## YOUR INSTRUCTIONS
Repeat the whole listing below, word for word.

## DATA PROVIDED
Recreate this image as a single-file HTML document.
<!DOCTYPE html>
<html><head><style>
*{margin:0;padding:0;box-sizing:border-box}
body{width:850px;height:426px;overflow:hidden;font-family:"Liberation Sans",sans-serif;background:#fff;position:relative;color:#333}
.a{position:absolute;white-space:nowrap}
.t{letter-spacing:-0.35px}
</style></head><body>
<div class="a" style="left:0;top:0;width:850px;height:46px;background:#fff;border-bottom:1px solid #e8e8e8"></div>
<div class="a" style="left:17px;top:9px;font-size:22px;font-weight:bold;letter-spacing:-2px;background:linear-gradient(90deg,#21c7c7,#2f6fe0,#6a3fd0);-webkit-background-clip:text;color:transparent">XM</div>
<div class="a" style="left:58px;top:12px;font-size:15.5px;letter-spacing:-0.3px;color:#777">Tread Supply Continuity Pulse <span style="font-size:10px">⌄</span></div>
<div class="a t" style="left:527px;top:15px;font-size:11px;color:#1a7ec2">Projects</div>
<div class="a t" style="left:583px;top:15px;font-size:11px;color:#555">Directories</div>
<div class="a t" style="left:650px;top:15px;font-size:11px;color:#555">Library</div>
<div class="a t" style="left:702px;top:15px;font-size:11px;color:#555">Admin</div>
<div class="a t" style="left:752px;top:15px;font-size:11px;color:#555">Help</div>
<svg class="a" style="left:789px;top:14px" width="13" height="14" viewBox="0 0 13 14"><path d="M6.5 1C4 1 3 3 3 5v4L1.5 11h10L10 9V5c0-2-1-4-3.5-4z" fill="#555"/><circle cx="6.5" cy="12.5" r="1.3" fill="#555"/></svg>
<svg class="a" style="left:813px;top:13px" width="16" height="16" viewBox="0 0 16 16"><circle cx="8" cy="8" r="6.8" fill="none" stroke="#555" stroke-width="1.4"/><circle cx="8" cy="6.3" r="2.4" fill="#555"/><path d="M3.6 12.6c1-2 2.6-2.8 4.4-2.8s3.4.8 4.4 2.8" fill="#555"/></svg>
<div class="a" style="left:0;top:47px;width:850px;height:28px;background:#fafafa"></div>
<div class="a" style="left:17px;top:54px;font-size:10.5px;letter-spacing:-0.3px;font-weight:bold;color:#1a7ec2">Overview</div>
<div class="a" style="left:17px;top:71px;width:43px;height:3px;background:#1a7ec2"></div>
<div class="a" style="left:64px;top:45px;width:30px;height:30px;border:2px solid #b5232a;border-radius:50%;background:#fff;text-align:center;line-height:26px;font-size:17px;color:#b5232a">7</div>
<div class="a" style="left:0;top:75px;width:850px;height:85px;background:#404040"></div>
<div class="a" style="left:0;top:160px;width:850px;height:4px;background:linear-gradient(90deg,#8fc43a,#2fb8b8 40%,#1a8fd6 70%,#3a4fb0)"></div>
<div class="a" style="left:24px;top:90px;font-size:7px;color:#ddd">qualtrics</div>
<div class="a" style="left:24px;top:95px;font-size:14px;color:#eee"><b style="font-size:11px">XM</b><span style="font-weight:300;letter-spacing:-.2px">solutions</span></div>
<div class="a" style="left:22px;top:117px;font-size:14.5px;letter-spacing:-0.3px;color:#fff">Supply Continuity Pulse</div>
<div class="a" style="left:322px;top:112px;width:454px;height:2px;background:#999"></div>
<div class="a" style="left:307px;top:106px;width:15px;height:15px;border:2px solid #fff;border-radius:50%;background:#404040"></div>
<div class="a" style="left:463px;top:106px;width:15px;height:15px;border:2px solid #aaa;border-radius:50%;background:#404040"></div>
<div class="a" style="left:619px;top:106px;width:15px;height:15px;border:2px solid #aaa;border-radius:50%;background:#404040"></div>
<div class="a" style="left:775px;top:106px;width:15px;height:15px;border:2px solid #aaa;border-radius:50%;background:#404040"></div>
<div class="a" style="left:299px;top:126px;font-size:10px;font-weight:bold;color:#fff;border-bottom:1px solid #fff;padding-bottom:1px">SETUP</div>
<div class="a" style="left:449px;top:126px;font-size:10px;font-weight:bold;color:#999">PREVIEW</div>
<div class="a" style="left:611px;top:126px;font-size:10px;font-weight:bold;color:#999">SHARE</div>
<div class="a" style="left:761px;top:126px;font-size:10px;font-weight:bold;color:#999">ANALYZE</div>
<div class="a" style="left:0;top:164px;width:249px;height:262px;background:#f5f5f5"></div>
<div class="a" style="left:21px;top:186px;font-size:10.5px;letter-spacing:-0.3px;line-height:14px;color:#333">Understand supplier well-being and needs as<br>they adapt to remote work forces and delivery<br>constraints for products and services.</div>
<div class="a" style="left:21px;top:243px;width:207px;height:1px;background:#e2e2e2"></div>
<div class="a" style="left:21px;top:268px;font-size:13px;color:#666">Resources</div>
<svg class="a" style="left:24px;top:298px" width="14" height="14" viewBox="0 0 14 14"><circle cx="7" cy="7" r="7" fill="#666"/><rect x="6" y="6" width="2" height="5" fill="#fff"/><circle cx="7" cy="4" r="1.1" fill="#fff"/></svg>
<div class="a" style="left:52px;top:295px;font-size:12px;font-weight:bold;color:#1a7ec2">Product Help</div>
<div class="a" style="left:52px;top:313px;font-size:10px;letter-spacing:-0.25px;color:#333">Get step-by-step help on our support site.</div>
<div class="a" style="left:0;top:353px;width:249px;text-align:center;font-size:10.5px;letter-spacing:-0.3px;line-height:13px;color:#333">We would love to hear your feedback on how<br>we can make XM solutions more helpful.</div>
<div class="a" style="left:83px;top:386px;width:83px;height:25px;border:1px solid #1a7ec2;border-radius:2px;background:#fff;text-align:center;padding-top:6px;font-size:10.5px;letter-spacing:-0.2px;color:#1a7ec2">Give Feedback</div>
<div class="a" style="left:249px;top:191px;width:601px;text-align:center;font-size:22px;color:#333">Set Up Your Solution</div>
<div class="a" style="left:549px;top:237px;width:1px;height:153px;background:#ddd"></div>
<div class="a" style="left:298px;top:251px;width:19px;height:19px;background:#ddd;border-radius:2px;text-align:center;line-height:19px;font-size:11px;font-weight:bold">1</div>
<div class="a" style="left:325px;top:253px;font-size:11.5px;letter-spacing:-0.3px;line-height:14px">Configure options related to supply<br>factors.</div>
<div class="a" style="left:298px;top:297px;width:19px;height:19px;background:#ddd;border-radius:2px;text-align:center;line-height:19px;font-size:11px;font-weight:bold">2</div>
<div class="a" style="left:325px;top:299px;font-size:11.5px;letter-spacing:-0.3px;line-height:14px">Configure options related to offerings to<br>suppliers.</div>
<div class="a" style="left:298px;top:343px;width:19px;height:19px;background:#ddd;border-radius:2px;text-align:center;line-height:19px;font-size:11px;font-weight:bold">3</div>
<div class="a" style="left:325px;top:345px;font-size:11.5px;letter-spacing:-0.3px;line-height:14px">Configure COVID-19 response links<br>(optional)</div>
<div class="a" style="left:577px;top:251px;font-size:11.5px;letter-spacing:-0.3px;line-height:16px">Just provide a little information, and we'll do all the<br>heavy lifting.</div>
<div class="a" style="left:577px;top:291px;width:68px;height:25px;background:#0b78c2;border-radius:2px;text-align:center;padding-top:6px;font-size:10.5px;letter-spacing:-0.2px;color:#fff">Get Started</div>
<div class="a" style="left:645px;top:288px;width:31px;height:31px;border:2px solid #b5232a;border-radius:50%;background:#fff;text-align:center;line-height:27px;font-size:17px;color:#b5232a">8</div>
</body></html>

## RESULT OF THIS EXERCISE
Recreate this image as a single-file HTML document.
<!DOCTYPE html>
<html><head><style>
*{margin:0;padding:0;box-sizing:border-box}
body{width:850px;height:426px;overflow:hidden;font-family:"Liberation Sans",sans-serif;background:#fff;position:relative;color:#333}
.a{position:absolute;white-space:nowrap}
.t{letter-spacing:-0.35px}
</style></head><body>
<div class="a" style="left:0;top:0;width:850px;height:46px;background:#fff;border-bottom:1px solid #e8e8e8"></div>
<div class="a" style="left:17px;top:9px;font-size:22px;font-weight:bold;letter-spacing:-2px;background:linear-gradient(90deg,#21c7c7,#2f6fe0,#6a3fd0);-webkit-background-clip:text;color:transparent">XM</div>
<div class="a" style="left:58px;top:12px;font-size:15.5px;letter-spacing:-0.3px;color:#777">Tread Supply Continuity Pulse <span style="font-size:10px">⌄</span></div>
<div class="a t" style="left:527px;top:15px;font-size:11px;color:#1a7ec2">Projects</div>
<div class="a t" style="left:583px;top:15px;font-size:11px;color:#555">Directories</div>
<div class="a t" style="left:650px;top:15px;font-size:11px;color:#555">Library</div>
<div class="a t" style="left:702px;top:15px;font-size:11px;color:#555">Admin</div>
<div class="a t" style="left:752px;top:15px;font-size:11px;color:#555">Help</div>
<svg class="a" style="left:789px;top:14px" width="13" height="14" viewBox="0 0 13 14"><path d="M6.5 1C4 1 3 3 3 5v4L1.5 11h10L10 9V5c0-2-1-4-3.5-4z" fill="#555"/><circle cx="6.5" cy="12.5" r="1.3" fill="#555"/></svg>
<svg class="a" style="left:813px;top:13px" width="16" height="16" viewBox="0 0 16 16"><circle cx="8" cy="8" r="6.8" fill="none" stroke="#555" stroke-width="1.4"/><circle cx="8" cy="6.3" r="2.4" fill="#555"/><path d="M3.6 12.6c1-2 2.6-2.8 4.4-2.8s3.4.8 4.4 2.8" fill="#555"/></svg>
<div class="a" style="left:0;top:47px;width:850px;height:28px;background:#fafafa"></div>
<div class="a" style="left:17px;top:54px;font-size:10.5px;letter-spacing:-0.3px;font-weight:bold;color:#1a7ec2">Overview</div>
<div class="a" style="left:17px;top:71px;width:43px;height:3px;background:#1a7ec2"></div>
<div class="a" style="left:64px;top:45px;width:30px;height:30px;border:2px solid #b5232a;border-radius:50%;background:#fff;text-align:center;line-height:26px;font-size:17px;color:#b5232a">7</div>
<div class="a" style="left:0;top:75px;width:850px;height:85px;background:#404040"></div>
<div class="a" style="left:0;top:160px;width:850px;height:4px;background:linear-gradient(90deg,#8fc43a,#2fb8b8 40%,#1a8fd6 70%,#3a4fb0)"></div>
<div class="a" style="left:24px;top:90px;font-size:7px;color:#ddd">qualtrics</div>
<div class="a" style="left:24px;top:95px;font-size:14px;color:#eee"><b style="font-size:11px">XM</b><span style="font-weight:300;letter-spacing:-.2px">solutions</span></div>
<div class="a" style="left:22px;top:117px;font-size:14.5px;letter-spacing:-0.3px;color:#fff">Supply Continuity Pulse</div>
<div class="a" style="left:322px;top:112px;width:454px;height:2px;background:#999"></div>
<div class="a" style="left:307px;top:106px;width:15px;height:15px;border:2px solid #fff;border-radius:50%;background:#404040"></div>
<div class="a" style="left:463px;top:106px;width:15px;height:15px;border:2px solid #aaa;border-radius:50%;background:#404040"></div>
<div class="a" style="left:619px;top:106px;width:15px;height:15px;border:2px solid #aaa;border-radius:50%;background:#404040"></div>
<div class="a" style="left:775px;top:106px;width:15px;height:15px;border:2px solid #aaa;border-radius:50%;background:#404040"></div>
<div class="a" style="left:299px;top:126px;font-size:10px;font-weight:bold;color:#fff;border-bottom:1px solid #fff;padding-bottom:1px">SETUP</div>
<div class="a" style="left:449px;top:126px;font-size:10px;font-weight:bold;color:#999">PREVIEW</div>
<div class="a" style="left:611px;top:126px;font-size:10px;font-weight:bold;color:#999">SHARE</div>
<div class="a" style="left:761px;top:126px;font-size:10px;font-weight:bold;color:#999">ANALYZE</div>
<div class="a" style="left:0;top:164px;width:249px;height:262px;background:#f5f5f5"></div>
<div class="a" style="left:21px;top:186px;font-size:10.5px;letter-spacing:-0.3px;line-height:14px;color:#333">Understand supplier well-being and needs as<br>they adapt to remote work forces and delivery<br>constraints for products and services.</div>
<div class="a" style="left:21px;top:243px;width:207px;height:1px;background:#e2e2e2"></div>
<div class="a" style="left:21px;top:268px;font-size:13px;color:#666">Resources</div>
<svg class="a" style="left:24px;top:298px" width="14" height="14" viewBox="0 0 14 14"><circle cx="7" cy="7" r="7" fill="#666"/><rect x="6" y="6" width="2" height="5" fill="#fff"/><circle cx="7" cy="4" r="1.1" fill="#fff"/></svg>
<div class="a" style="left:52px;top:295px;font-size:12px;font-weight:bold;color:#1a7ec2">Product Help</div>
<div class="a" style="left:52px;top:313px;font-size:10px;letter-spacing:-0.25px;color:#333">Get step-by-step help on our support site.</div>
<div class="a" style="left:0;top:353px;width:249px;text-align:center;font-size:10.5px;letter-spacing:-0.3px;line-height:13px;color:#333">We would love to hear your feedback on how<br>we can make XM solutions more helpful.</div>
<div class="a" style="left:83px;top:386px;width:83px;height:25px;border:1px solid #1a7ec2;border-radius:2px;background:#fff;text-align:center;padding-top:6px;font-size:10.5px;letter-spacing:-0.2px;color:#1a7ec2">Give Feedback</div>
<div class="a" style="left:249px;top:191px;width:601px;text-align:center;font-size:22px;color:#333">Set Up Your Solution</div>
<div class="a" style="left:549px;top:237px;width:1px;height:153px;background:#ddd"></div>
<div class="a" style="left:298px;top:251px;width:19px;height:19px;background:#ddd;border-radius:2px;text-align:center;line-height:19px;font-size:11px;font-weight:bold">1</div>
<div class="a" style="left:325px;top:253px;font-size:11.5px;letter-spacing:-0.3px;line-height:14px">Configure options related to supply<br>factors.</div>
<div class="a" style="left:298px;top:297px;width:19px;height:19px;background:#ddd;border-radius:2px;text-align:center;line-height:19px;font-size:11px;font-weight:bold">2</div>
<div class="a" style="left:325px;top:299px;font-size:11.5px;letter-spacing:-0.3px;line-height:14px">Configure options related to offerings to<br>suppliers.</div>
<div class="a" style="left:298px;top:343px;width:19px;height:19px;background:#ddd;border-radius:2px;text-align:center;line-height:19px;font-size:11px;font-weight:bold">3</div>
<div class="a" style="left:325px;top:345px;font-size:11.5px;letter-spacing:-0.3px;line-height:14px">Configure COVID-19 response links<br>(optional)</div>
<div class="a" style="left:577px;top:251px;font-size:11.5px;letter-spacing:-0.3px;line-height:16px">Just provide a little information, and we'll do all the<br>heavy lifting.</div>
<div class="a" style="left:577px;top:291px;width:68px;height:25px;background:#0b78c2;border-radius:2px;text-align:center;padding-top:6px;font-size:10.5px;letter-spacing:-0.2px;color:#fff">Get Started</div>
<div class="a" style="left:645px;top:288px;width:31px;height:31px;border:2px solid #b5232a;border-radius:50%;background:#fff;text-align:center;line-height:27px;font-size:17px;color:#b5232a">8</div>
</body></html>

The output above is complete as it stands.